If so, one path to balance may involve making a point of discussing code and organism perspectives together, rather than separately, when this subject is addressed electronically or in print. For example, if you do a story about two folks gesturing inappropriately at one another, it's better to also report on the gesture's dynamic as a replicator . If instead you focus only on the gesture-exchange per se (organism perspective), the code's role in the process may go unnoticed. A similar problem arises when discussing evolution if the focus is on consensus (what people say) rather than observation (how ideas and nature get along). In both cases the preoccupation with organism perspectives drives conflict. A natural place for information-industry professionals to gain insight on idea perspectives pops up, for example, in cross-disciplinary courses on the integrative subject of complex-system informatics.Another problem for those inclined to cross-disciplinary work comes with the question: Are there general rules for setting the balance between a focus on organism perspectives (e.g. "others are the cause") and code perspectives like those discussed above? This balance is further relevant to the study of biological systems (like the praying mantids mentioned above) in which molecular codes play a dominant role. Can the concept of complementarity, now familiar to applied mathematicians from work with simpler systems, inspire some practical strategies for striking a balance between the two? This line of thinking also sets the stage for observing the rich interaction between molecular and memetic replicators (e.g. genes and culture) in social evolution, and thus may be an interesting place to put some of our precious ingenuity to work.

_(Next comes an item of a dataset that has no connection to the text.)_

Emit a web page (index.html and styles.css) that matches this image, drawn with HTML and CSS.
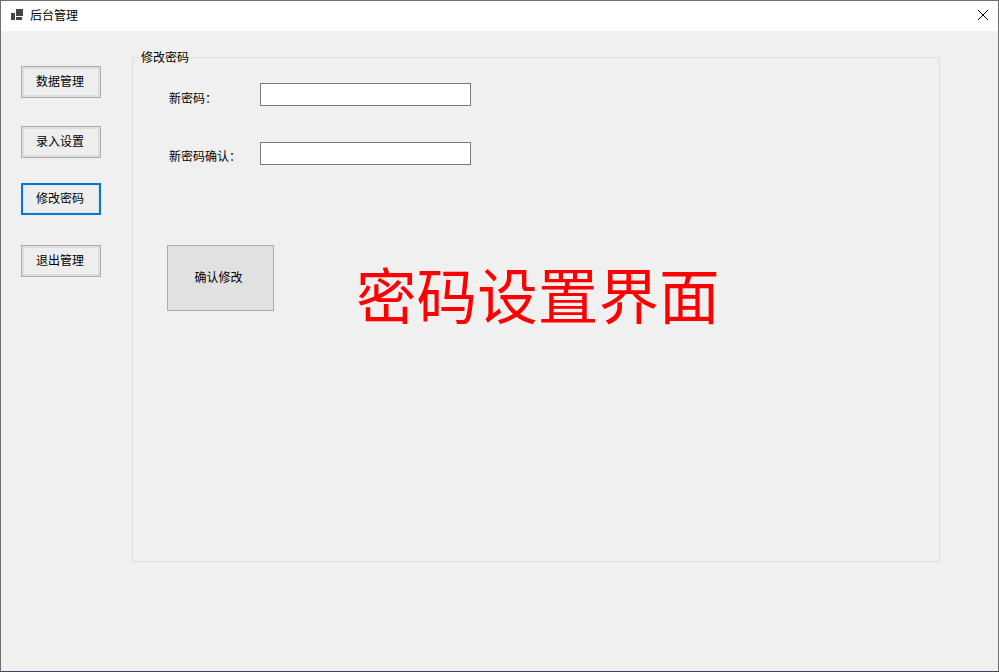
FILE: index.html
```html
<!DOCTYPE html>
<html lang="zh-CN">
<head>
    <meta charset="UTF-8">
    <meta name="viewport" content="width=device-width, initial-scale=1.0">
    <title>后台管理</title>
    <link rel="stylesheet" href="styles.css">
</head>
<body>
    <div class="window">
        <div class="titlebar">
            <svg class="app-icon" width="12" height="12" viewBox="0 0 12 12">
                <rect x="0" y="4" width="4" height="7" fill="#444"/>
                <rect x="5" y="0" width="7" height="7" fill="#444"/>
                <rect x="5" y="8" width="6" height="3" fill="#444"/>
            </svg>
            <span class="title">后台管理</span>
            <svg class="close" width="11" height="12" viewBox="0 0 11 12">
                <path d="M1 1 L11 11 M11 1 L1 11" stroke="#000" stroke-width="1" fill="none"/>
            </svg>
        </div>
        <div class="client">
            <div class="sidebar">
                <button class="nav-btn">数据管理</button>
                <button class="nav-btn">录入设置</button>
                <button class="nav-btn focused">修改密码</button>
                <button class="nav-btn">退出管理</button>
            </div>
            <fieldset class="group">
                <legend>修改密码</legend>
                <div class="group-body">
                    <div class="field first">
                        <label>新密码：</label>
                        <input type="password">
                    </div>
                    <div class="field">
                        <label>新密码确认：</label>
                        <input type="password">
                    </div>
                    <div class="actions">
                        <button class="confirm">确认修改</button>
                        <div class="caption">密码设置界面</div>
                    </div>
                </div>
            </fieldset>
        </div>
    </div>
</body>
</html>
```

FILE: styles.css
```css
* {
    box-sizing: border-box;
}
body {
    margin: 0;
    font-family: "Noto Sans CJK SC", "Liberation Sans", sans-serif;
    font-size: 12px;
    color: #000;
    background-color: #f0f0f0;
}
.window {
    width: 999px;
    height: 672px;
    border: 1px solid #6f6f6f;
    border-bottom-color: #2f4a63;
    background-color: #f0f0f0;
    display: flex;
    flex-direction: column;
}
.titlebar {
    height: 30px;
    background-color: #fff;
    display: flex;
    align-items: center;
    padding: 0 10px;
}
.app-icon {
    margin-right: 7px;
    margin-top: -2px;
}
.title {
    flex: 1;
    line-height: 16px;
    margin-top: -2px;
}
.close {
    margin-top: -2px;
}
.client {
    flex: 1;
    display: flex;
    align-items: flex-start;
    padding: 18px 0 0 20px;
}
.sidebar {
    width: 80px;
    margin-right: 31px;
    padding-top: 17px;
    display: flex;
    flex-direction: column;
}
button {
    font-family: inherit;
    font-size: 12px;
    color: #000;
    padding: 0;
    cursor: pointer;
}
.nav-btn {
    height: 32px;
    padding: 0 2px 3px 0;
    background-color: #eeeeee;
    border: 1px solid #adadad;
    box-shadow: inset 0 0 0 2px #dedede;
    margin-bottom: 28px;
}
.nav-btn:nth-child(2) {
    margin-bottom: 25px;
}
.nav-btn:nth-child(3) {
    margin-bottom: 30px;
}
.focused {
    border: 2px solid #0078d7;
    box-shadow: inset 0 0 0 1px #e4e4e4;
}
.group {
    width: 808px;
    height: 513px;
    margin: 0;
    padding: 0;
    border: 1px solid #dcdcdc;
}
legend {
    margin-left: 7px;
    padding: 0 1px;
    line-height: 16px;
}
.group-body {
    padding-left: 36px;
}
.field {
    display: flex;
    height: 23px;
    margin-top: 36px;
}
.field.first {
    margin-top: 18px;
}
.field label {
    width: 91px;
    padding-top: 6px;
    line-height: 16px;
}
.field.first label {
    padding-top: 7px;
}
.field input {
    width: 211px;
    height: 23px;
    border: 1px solid #7a7a7a;
    background-color: #fff;
    outline: none;
}
.actions {
    display: flex;
    align-items: flex-start;
    margin-top: 80px;
    margin-left: -2px;
}
.confirm {
    width: 107px;
    height: 66px;
    padding: 0 4px 3px 0;
    background-color: #e1e1e1;
    border: 1px solid #adadad;
}
.caption {
    margin-left: 82px;
    margin-top: 13px;
    color: #ff0000;
    font-size: 60.6px;
    line-height: 70px;
}
```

 This observation, for example, comes through well in the writings of Jared Diamond (including the book "Three Chimpanzees"), thanks to his opportunity as a bird researcher to "hang out" with folks in the highlands of New Guinea who were only a generation or two out of that stone age.
 Lest we throw out the good with the bad, we should note that Konrad Lorenz in "On Aggression" traces the roots of intra-species aggression all the way back to coral fish, pointing out that behavioral redirection (imitative replication) of this aggression also appears to underlie: (i) the militant enthusiasm that gets put to good use by us in competitive sports, as well as (ii) greeting behaviors that underpin the long-term pair-bond in birds and possibly humans.

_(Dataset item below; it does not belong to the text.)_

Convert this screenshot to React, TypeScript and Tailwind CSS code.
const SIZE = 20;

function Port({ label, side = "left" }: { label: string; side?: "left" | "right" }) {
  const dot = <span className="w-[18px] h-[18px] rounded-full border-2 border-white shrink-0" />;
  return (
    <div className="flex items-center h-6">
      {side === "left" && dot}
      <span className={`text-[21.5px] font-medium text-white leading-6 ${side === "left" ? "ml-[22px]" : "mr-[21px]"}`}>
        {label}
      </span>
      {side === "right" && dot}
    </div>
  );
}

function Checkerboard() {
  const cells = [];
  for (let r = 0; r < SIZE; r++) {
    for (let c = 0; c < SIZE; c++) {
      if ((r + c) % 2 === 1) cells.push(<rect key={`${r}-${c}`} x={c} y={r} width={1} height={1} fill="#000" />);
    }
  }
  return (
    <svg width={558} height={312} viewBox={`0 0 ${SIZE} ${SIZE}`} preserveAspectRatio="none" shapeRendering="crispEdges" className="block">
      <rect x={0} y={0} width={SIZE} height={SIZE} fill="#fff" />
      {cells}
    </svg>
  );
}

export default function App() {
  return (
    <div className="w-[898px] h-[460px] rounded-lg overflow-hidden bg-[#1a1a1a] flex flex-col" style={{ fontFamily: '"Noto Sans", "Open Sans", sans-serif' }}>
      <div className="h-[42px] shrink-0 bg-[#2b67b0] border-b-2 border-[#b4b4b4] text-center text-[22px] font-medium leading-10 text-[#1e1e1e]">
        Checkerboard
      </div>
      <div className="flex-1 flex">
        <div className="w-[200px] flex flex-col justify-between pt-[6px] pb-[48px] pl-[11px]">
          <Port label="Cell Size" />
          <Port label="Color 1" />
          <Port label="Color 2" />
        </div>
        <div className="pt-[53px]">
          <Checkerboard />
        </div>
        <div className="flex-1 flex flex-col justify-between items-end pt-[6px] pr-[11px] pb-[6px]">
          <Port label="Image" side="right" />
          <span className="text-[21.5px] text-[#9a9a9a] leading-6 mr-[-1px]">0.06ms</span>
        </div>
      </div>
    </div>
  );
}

 Correlation-based complexity has roots in the statistical inference work of J. W. Gibbs, Claude Shannon, and E. T. Jaynes, which put the 2nd law connection between free energy and inter-system correlations onto solid ground, as well as in the general systems theory of Ludwig von Bertallanfy. The latter as early as the 1950's was already having a profound effect on family services, as well as on engineering. Recent developments which share these roots include the cross-disciplinary work of Yaneer Bar-Yam's New England Complex Systems Institute, and Eric Chaisson's cosmic evolution synthesis. The latter, for example, explores observational insights into evolving structures associated with the flow of available work, ranging from a universe of elementary particles through the development of bio and cultural organization.
 Like the shift to less earth-centric perspectives on astrophysics, this is likely a natural step in the shedding of our anthropocentricity, provided that we have the free energy to pull it off.